Introducing Asteroid 2004 MN4
Numerous readers wrote in with bits about a potential asteroid collision: "The recently discovered asteroid 2004 MN4 is currently listed as having a 1/233 chance of hitting the Earth. It is 420 m across and if it strikes the Earth it will release an energy of 1,900 Megatons of TNT (the largest nuclear weapon ever detonated, Tsar Bomba had a yield of only 50 Megatons). It is also the only asteroid that currently has a Torino scale value of 2." So, in summary, there's a 1-in-233 chance of the worst disaster in recorded history happening on April 13, 2029, and a 232-in-233 chance of nothing happening. Have a nice day! Update: 12/24 22:14 GMT by M : The rock is now rated a 4 on the Torino scale, or a 1-in-62 chance of impact.
If we start now, we have 24 years to figgure out how to deflect it's orbit. If it's not on a collision course after all, then we still have learned how to deflect a large asteroid.
"maybe they boil off a significant part of the oceans as they cool down"

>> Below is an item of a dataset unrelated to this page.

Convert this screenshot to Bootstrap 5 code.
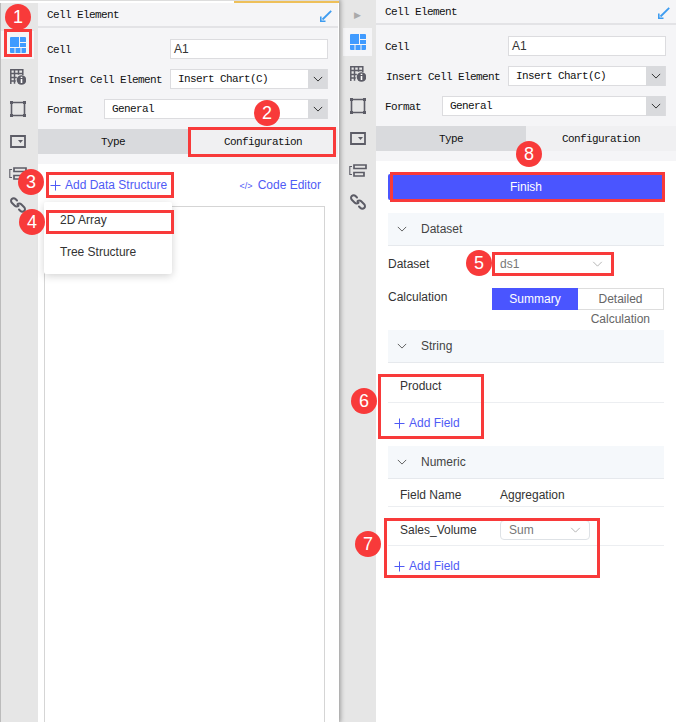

Why maybe when all the numbers are available online? Ten million megaton of TNT equivalent of energy is enough energy to vaporize 2 x 10^16 kg water. The Atlantic Ocean by itself has 3 x 10^20 kg of water. That is about 1 part in 10,000 of just the second largest ocean.
That's a lot of water but a very small fraction of the total.
Asteroid 2004 MN4 is a 440m diameter, ~3500kg/m^3 (unless I've got my maths wrong), 12.59km/s impact velocity asteroid. Impacting on a 45? angle on a continental shelf, at 100km away buildings would shake, glass windows would shatter, chimneys shanty towns would collapse, ejecta would arrive in scattered fragments.
At 10km away, everything gets blown up by the earthquake, ejecta and blast wave. So, if it DOES hit, you'll probably be ok unless you happen to live close to the impact site.
I ran the calculation at the same site, but using the size of the one we're supposedly talking about, porous rock instead of dense rock or iron, and I dropped it into the mid-Atlantic, the earth being 74% covered by water after all.
It broke up, there was no fireball, and I could make more impact overpressure (I chose to be 1,800 km from the impact site) by clapping my hands real hard.
Then again, an impact like "mine" happens every 4,000 years or so.
"Ain't no right way to do a wrong thing."